After this Hong Kong actioner, helmer John Woo came to Hollywood, even went Hollywood, but never quite lived up to all the hype. You can see both what excited everyone and what was so painfully missing in this empty-headed policier. Chow Yun-Fat is a detective and Tony Leung is an undercover cop who come close to killing each other before they discover they are working for the same team on the same case. You really can’t tell your gangsters without a scorecard here, but Woo smashes on with ever more elaborate gun battles, constantly raising the firepower, as the film moves to its overblown climax. The model for Woo’s pyrotechnics are more like arcade shoot-em-ups than today’s video game aesthetic, which gives a bit of period flavor to all the sound & fury, but you only have to compare this to a dramatic kissing-cousin like INFERNAL AFFAIRS/’02 (also starring Leung & the source of Scorsese’s THE DEPARTED/’06) to see Woo’s limitations.

Tuesday, January 6, 2009

THE NAMESAKE (2006)

Mira Nair hasn’t been able to maintain her MONSOON WEDDING/’01 mojo. Now, she revisits some of the themes of family ties & Indian heritage, but the magic is gone. Perhaps this story is simply too worn to carry us along: son of immigrant parents falls from the old ways only to return when mortality closes in. What ethnic group hasn’t told this story on film, from THE JAZZ SINGER/’27 on? Perhaps, paradoxically, Nair is too well suited to the material. The well worn tropes need the fresh eyes of an outsider to revivify them. The film does get aloft toward the end when life gives one extra twist to our journeyman hero, but by then it’s too little, too late. Perhaps I’m being unduly harsh. But MONSOON WEDDING was just too good to let Nair off the hook. Her latter projects seem to alternately see her trying to find herself or lose herself in her work when what she needs to do is find herself by losing herself.

SCREWY THOUGHT OF THE DAY: Kal Penn, who seems a bit too old as the film’s prodigal son, looks from certain angles like Johnny Mathis. It’s distracting!

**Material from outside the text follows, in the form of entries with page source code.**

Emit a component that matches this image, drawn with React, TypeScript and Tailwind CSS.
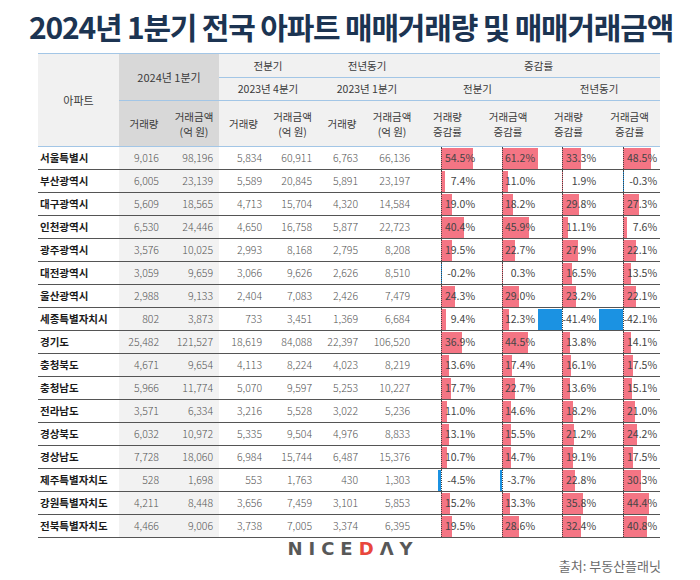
// 2024 Q1 apartment trade volume / amount table
// Title on top, comparison table with inline % bars, logo + source below

type Row = {
  name: string;
  nums: string[];
  pcts: number[];
};

const ROWS: Row[] = [
  { name: '서울특별시', nums: ['9,016', '98,196', '5,834', '60,911', '6,763', '66,136'], pcts: [54.5, 61.2, 33.3, 48.5] },
  { name: '부산광역시', nums: ['6,005', '23,139', '5,589', '20,845', '5,891', '23,197'], pcts: [7.4, 11.0, 1.9, -0.3] },
  { name: '대구광역시', nums: ['5,609', '18,565', '4,713', '15,704', '4,320', '14,584'], pcts: [19.0, 18.2, 29.8, 27.3] },
  { name: '인천광역시', nums: ['6,530', '24,446', '4,650', '16,758', '5,877', '22,723'], pcts: [40.4, 45.9, 11.1, 7.6] },
  { name: '광주광역시', nums: ['3,576', '10,025', '2,993', '8,168', '2,795', '8,208'], pcts: [19.5, 22.7, 27.9, 22.1] },
  { name: '대전광역시', nums: ['3,059', '9,659', '3,066', '9,626', '2,626', '8,510'], pcts: [-0.2, 0.3, 16.5, 13.5] },
  { name: '울산광역시', nums: ['2,988', '9,133', '2,404', '7,083', '2,426', '7,479'], pcts: [24.3, 29.0, 23.2, 22.1] },
  { name: '세종특별자치시', nums: ['802', '3,873', '733', '3,451', '1,369', '6,684'], pcts: [9.4, 12.3, -41.4, -42.1] },
  { name: '경기도', nums: ['25,482', '121,527', '18,619', '84,088', '22,397', '106,520'], pcts: [36.9, 44.5, 13.8, 14.1] },
  { name: '충청북도', nums: ['4,671', '9,654', '4,113', '8,224', '4,023', '8,219'], pcts: [13.6, 17.4, 16.1, 17.5] },
  { name: '충청남도', nums: ['5,966', '11,774', '5,070', '9,597', '5,253', '10,227'], pcts: [17.7, 22.7, 13.6, 15.1] },
  { name: '전라남도', nums: ['3,571', '6,334', '3,216', '5,528', '3,022', '5,236'], pcts: [11.0, 14.6, 18.2, 21.0] },
  { name: '경상북도', nums: ['6,032', '10,972', '5,335', '9,504', '4,976', '8,833'], pcts: [13.1, 15.5, 21.2, 24.2] },
  { name: '경상남도', nums: ['7,728', '18,060', '6,984', '15,744', '6,487', '15,376'], pcts: [10.7, 14.7, 19.1, 17.5] },
  { name: '제주특별자치도', nums: ['528', '1,698', '553', '1,763', '430', '1,303'], pcts: [-4.5, -3.7, 22.8, 30.3] },
  { name: '강원특별자치도', nums: ['4,211', '8,448', '3,656', '7,459', '3,101', '5,853'], pcts: [15.2, 13.3, 35.8, 44.4] },
  { name: '전북특별자치도', nums: ['4,466', '9,006', '3,738', '7,005', '3,374', '6,395'], pcts: [19.5, 28.6, 32.4, 40.8] },
];

const AXIS = 24; // px from cell left where 0% sits
const SCALE = 0.58; // px per percent

const NUM_PAD = ['pr-[10px]', 'pr-[6px]', 'pr-[6px]', 'pr-[5px]', 'pr-[9px]', 'pr-[7px]'];

function PctCell({ v }: { v: number }) {
  const w = Math.abs(v) * SCALE;
  const barStyle = v >= 0 ? { left: AXIS, width: w } : { left: AXIS - w, width: w };
  return (
    <td className="relative p-0 pr-[3px] text-right font-normal text-[#444]">
      <div
        className={`absolute top-[1px] bottom-0 ${v >= 0 ? 'bg-[#f47584]' : 'bg-[#1b92e2]'}`}
        style={barStyle}
      />
      <div className="absolute top-0 bottom-0 left-[24px] border-l border-dotted border-[#444]" />
      <span className="relative">{v.toFixed(1)}%</span>
    </td>
  );
}

export default function App() {
  const hb = 'border-b-[1.5px] border-[#a3c6e6]';
  return (
    <div
      className="w-[700px] h-[580px] bg-white overflow-hidden"
      style={{ fontFamily: '"Noto Sans CJK KR", "Noto Sans", sans-serif' }}
    >
      {/* Title */}
      <h1 className="pt-[7px] pl-[2px] h-[53px] text-center text-[30px] leading-[38px] font-bold tracking-[-1.2px] text-[#1c3452]">
        2024년 1분기 전국 아파트 매매거래량 및 매매거래금액
      </h1>

      {/* Table */}
      <table className="ml-[38px] w-[622px] table-fixed border-collapse text-[10.5px] font-light text-[#555]">
        <colgroup>
          <col className="w-[81px]" />
          <col className="w-[50px]" />
          <col className="w-[50px]" />
          <col className="w-[49px]" />
          <col className="w-[49px]" />
          <col className="w-[50px]" />
          <col className="w-[50px]" />
          <col className="w-[61px]" />
          <col className="w-[60px]" />
          <col className="w-[61px]" />
          <col className="w-[61px]" />
        </colgroup>
        <thead className="text-[#3a3a3a]">
          <tr className="h-[24px] border-t-[1.5px] border-[#a3c6e6]">
            <th rowSpan={3} className={`bg-[#f1f1f1] font-normal text-[11px] ${hb}`}>아파트</th>
            <th rowSpan={2} colSpan={2} className={`bg-[#d8d8d8] font-normal text-[11px] ${hb}`}>2024년 1분기</th>
            <th colSpan={2} className={`bg-[#f1f1f1] font-normal ${hb}`}>전분기</th>
            <th colSpan={2} className={`bg-[#f1f1f1] font-normal ${hb}`}>전년동기</th>
            <th colSpan={4} className={`bg-[#f1f1f1] font-normal ${hb}`}>증감률</th>
          </tr>
          <tr className="h-[23px]">
            <th colSpan={2} className={`bg-[#f1f1f1] font-normal ${hb}`}>2023년 4분기</th>
            <th colSpan={2} className={`bg-[#f1f1f1] font-normal ${hb}`}>2023년 1분기</th>
            <th colSpan={2} className={`bg-[#f1f1f1] font-normal ${hb}`}>전분기</th>
            <th colSpan={2} className={`bg-[#f1f1f1] font-normal ${hb}`}>전년동기</th>
          </tr>
          <tr className="h-[46px] leading-[15px]">
            <th className={`bg-[#d8d8d8] font-normal ${hb}`}>거래량</th>
            <th className={`bg-[#d8d8d8] font-normal ${hb}`}>거래금액<br />(억 원)</th>
            <th className={`bg-[#f1f1f1] font-normal ${hb}`}>거래량</th>
            <th className={`bg-[#f1f1f1] font-normal ${hb}`}>거래금액<br />(억 원)</th>
            <th className={`bg-[#f1f1f1] font-normal ${hb}`}>거래량</th>
            <th className={`bg-[#f1f1f1] font-normal ${hb}`}>거래금액<br />(억 원)</th>
            <th className={`bg-[#f1f1f1] font-normal ${hb}`}>거래량<br />증감률</th>
            <th className={`bg-[#f1f1f1] font-normal ${hb}`}>거래금액<br />증감률</th>
            <th className={`bg-[#f1f1f1] font-normal ${hb}`}>거래량<br />증감률</th>
            <th className={`bg-[#f1f1f1] font-normal ${hb}`}>거래금액<br />증감률</th>
          </tr>
        </thead>
        <tbody>
          {ROWS.map(row => (
            <tr key={row.name} className="h-[23px] border-b border-[#555]">
              <td className="pl-[2px] text-[10.5px] font-bold text-[#1a1a1a] whitespace-nowrap">{row.name}</td>
              {row.nums.map((n, i) => (
                <td
                  key={i}
                  className={`text-right ${NUM_PAD[i]} ${i < 2 ? 'bg-[#f2f2f2]' : ''}`}
                >
                  {n}
                </td>
              ))}
              {row.pcts.map((p, i) => (
                <PctCell key={i} v={p} />
              ))}
            </tr>
          ))}
        </tbody>
      </table>

      {/* Footer: logo + source */}
      <div className="w-[700px]">
        <div
          className="mt-[2px] h-[17px] pl-[6px] text-center text-[18px] leading-[17px] font-bold tracking-[6px] text-[#585858]"
          style={{ fontFamily: '"DejaVu Sans", sans-serif' }}
        >
          NICE<span className="text-[#e8473d]">D</span>ΛY
        </div>
        <div className="mt-[1px] pr-[39px] text-right text-[13px] leading-[16px] text-[#6b6b6b]">
          출처: 부동산플래닛
        </div>
      </div>
    </div>
  );
}
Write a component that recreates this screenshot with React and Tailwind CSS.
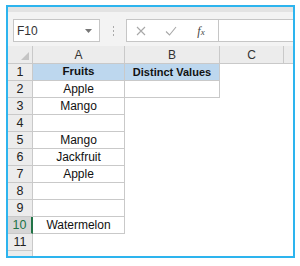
import React from "react";

const rows = [
  { n: 1, a: "Fruits", b: "Distinct Values", head: true },
  { n: 2, a: "Apple", b: "" },
  { n: 3, a: "Mango" },
  { n: 4, a: "" },
  { n: 5, a: "Mango" },
  { n: 6, a: "Jackfruit" },
  { n: 7, a: "Apple" },
  { n: 8, a: "" },
  { n: 9, a: "" },
  { n: 10, a: "Watermelon", sel: true },
  { n: 11, a: null },
];

export default function App() {
  return (
    <div className="w-[300px] h-[266px] bg-white pt-[5px] pl-[6px]" style={{ fontFamily: '"Liberation Sans", Arial, sans-serif' }}>
      <div className="w-[289px] h-[253px] border-2 border-[#2db4ee] bg-white flex flex-col overflow-hidden">
        {/* toolbar */}
        <div className="h-[39px] bg-[#f3f3f3] flex flex-col shrink-0">
          <div className="h-[5px] bg-[#e3e3e3]" />
          <div className="flex items-start pt-[7px] pl-[5px]">
            <div className="w-[87px] h-[23px] bg-white border border-[#c6c6c6] flex items-center justify-between pl-[3px] pr-[7px]">
              <span className="text-[12px] text-[#333]">F10</span>
              <svg width="7" height="4" viewBox="0 0 7 4"><path d="M0 0h7L3.5 4z" fill="#777" /></svg>
            </div>
            <div className="w-[26px] h-[23px] flex flex-col items-center justify-center gap-[2px]">
              <span className="w-[1px] h-[2px] bg-[#aaa]" />
              <span className="w-[1px] h-[2px] bg-[#aaa]" />
              <span className="w-[1px] h-[2px] bg-[#aaa]" />
            </div>
            <div className="w-[93px] h-[23px] bg-white border border-[#c6c6c6] flex items-center">
              <div className="w-[28px] flex justify-center">
                <svg width="10" height="10" viewBox="0 0 10 10"><path d="M1 1L9 9M9 1L1 9" stroke="#a8a8a8" strokeWidth="1.1" /></svg>
              </div>
              <div className="w-[32px] flex justify-center">
                <svg width="12" height="10" viewBox="0 0 12 10"><path d="M1 5.5L4.5 9L11 1" stroke="#a8a8a8" strokeWidth="1.1" fill="none" /></svg>
              </div>
              <div className="w-[28px] flex justify-center">
                <span className="text-[12px] italic text-[#444]" style={{ fontFamily: '"Liberation Serif", serif' }}>f<span className="text-[9px]">x</span></span>
              </div>
            </div>
            <div className="flex-1 h-[23px] bg-white border border-l-0 border-[#c6c6c6] border-r-0" />
          </div>
        </div>
        {/* grid */}
        <div className="grid grid-cols-[25px_92px_95px_64px_1fr] grid-rows-[18px_repeat(11,17px)_1fr] flex-1 text-[12px] text-[#111]">
          {/* header row */}
          <div className="bg-[#ececec] border-r border-b border-[#c9c9c9] relative">
            <svg className="absolute right-[3px] bottom-[3px]" width="8" height="8" viewBox="0 0 8 8"><path d="M8 0V8H0z" fill="#c4c4c4" /></svg>
          </div>
          <div className="bg-[#ececec] border-r border-b border-[#c9c9c9] flex items-center justify-center text-[#333]">A</div>
          <div className="bg-[#ececec] border-r border-b border-[#c9c9c9] flex items-center justify-center text-[#333]">B</div>
          <div className="bg-[#ececec] border-r border-b border-[#c9c9c9] flex items-center justify-center text-[#333]">C</div>
          <div className="bg-[#ececec] border-b border-[#c9c9c9]" />
          {rows.map((r) => (
            <React.Fragment key={r.n}>
              <div
                className={
                  r.sel
                    ? "bg-[#d6d6d6] border-r-2 border-r-[#217346] border-b border-b-[#c9c9c9] flex items-center justify-center text-[12.5px] text-[#217346]"
                    : "bg-[#ececec] border-r border-b border-[#c9c9c9] flex items-center justify-center text-[12.5px] text-[#222]"
                }
              >
                {r.n}
              </div>
              {r.a === null ? (
                <div />
              ) : (
                <div
                  className={
                    "border-r border-b border-[#c9c9c9] flex items-center justify-center " +
                    (r.head ? "bg-[#bdd7ee] font-bold text-[11.5px]" : "")
                  }
                >
                  {r.a}
                </div>
              )}
              {r.b !== undefined ? (
                <div
                  className={
                    "border-r border-b border-[#c9c9c9] flex items-center justify-center " +
                    (r.head ? "bg-[#bdd7ee] font-bold text-[11px]" : "")
                  }
                >
                  {r.b}
                </div>
              ) : (
                <div />
              )}
              <div />
              <div />
            </React.Fragment>
          ))}
          <div className="bg-[#ececec] border-r border-[#c9c9c9]" />
          <div />
          <div />
          <div />
          <div />
        </div>
      </div>
    </div>
  );
}
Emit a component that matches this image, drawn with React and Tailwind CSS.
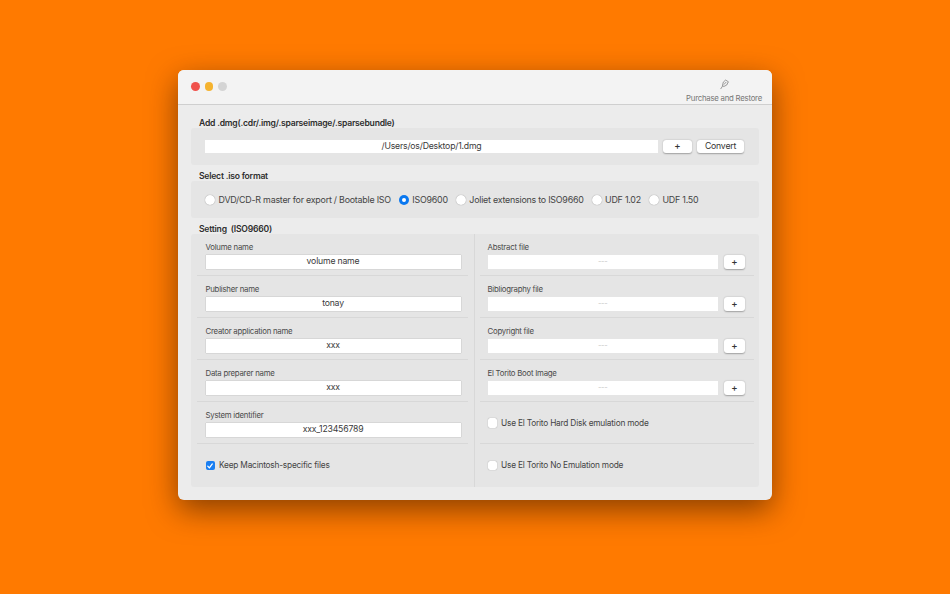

THE FABULOUS DORSEYS (1947)

More like THE BARELY WATCHABLE DORSEYS. This expectedly dopey bio-pic about those feudin' big band brothers has just enough musical interludes to keep you from tuning out (Paul Whiteman, Art Tatum, a nifty turn from Helen O'Connell), and it's fun to see the boys play themselves in dramatic situations and not merely fronting their bands (Jimmy can't act a lick, but Tommy's not too bad), but there’s not a lot going on here. Janet Blair co-stars as peacemaker to the boys, saving the romance for the blandly handsome William Lundigan. He’s pianist/composer for the band and wouldn’t you just know he’s got a concerto in his trunk with solo licks just right the brothers. (These things always seem to end in semi-classical garb @ Carnegie Hall.) Will the guys reunite. Will anyone care? Hack megger Alfred Green was just off THE JOLSON STORY/’46, the surprise hit of the year, but surprises are just what you won’t find here.

Friday, January 2, 2009

THEY GOT ME COVERED (1943)


This first-rate wartime comedy was released in '43, but filmed in '42 when the tide of WWII still looked very grim and laughing at the enemy was at a premium. The needs of the country and timing were all but perfect for Bob Hope, then at his peak. Here, he's nicely teamed with his 'Road Pic" co-star Dorothy Lamour as well as regular helmer David Butler who shows surprisingly nice chops working through a sort of slaphappy 39 STEPS story-structure. Bob’s a reporter who lands the scoop of the year when John Abbott sells him all the details on a big Nazi organization, headed by a bewigged Otto Preminger. These Fifth Columnists are operating a sabotage ring right inside the Washington beltway. If a few wisecracks tend to serve Bob the radio comedian rather than the story, most of the film holds up better than you'd expect. It's no TO BE OR NOT TO BE, Hope never was willing to give himself up to a real director, but it retains most of its laughs compared to similar period fare and, largely thanks to Rudolph Mate's exceptionally refined noirish lensing, even gives off a bit of dramatic kick.


SCREWY THOUGHT OF THE DAY: Doesn't Otto look oddly like Howard De Silva in that hairpiece?)

SANSHO THE BAILIFF (1954)

Perhaps because it’s based on a well known folk tale (a noble family is destroyed when a commitment to modern humanistic ideas result in a father's exile and virtual slavery for his wife & children), this late work by the great Kenji Mizoguchi keeps its themes and concerns right on the surface, rather than buried in the texture of his narrative. SANSHO comes off as magnificent, but somewhat pre-processed; neat & tidy enough for the international award circuit. (And it deserves every single one; it’s a very great film.) It doesn’t puzzle or linger on your brain and under your skin the way his greatest work does. On the other hand, as a Mizoguchi entry point, it may be easier for a non-Japanese audience to get a handle on.

SCREWY THOUGHT OF THE DAY: The restrained camera work and meticulously balanced compositions, which play against the sickening brutality of some the action (a crucial early scene of separation is almost unbearable), is surprisingly similar in style to the clean craft of Hollywood master William Wyler. Sure enough, his working methods, according to some of the interviews included on the disc, were remarkably like Wyler's. No comments, no help, no suggestions about what you were doing wrong or what was missing from the scene; just do it one more time.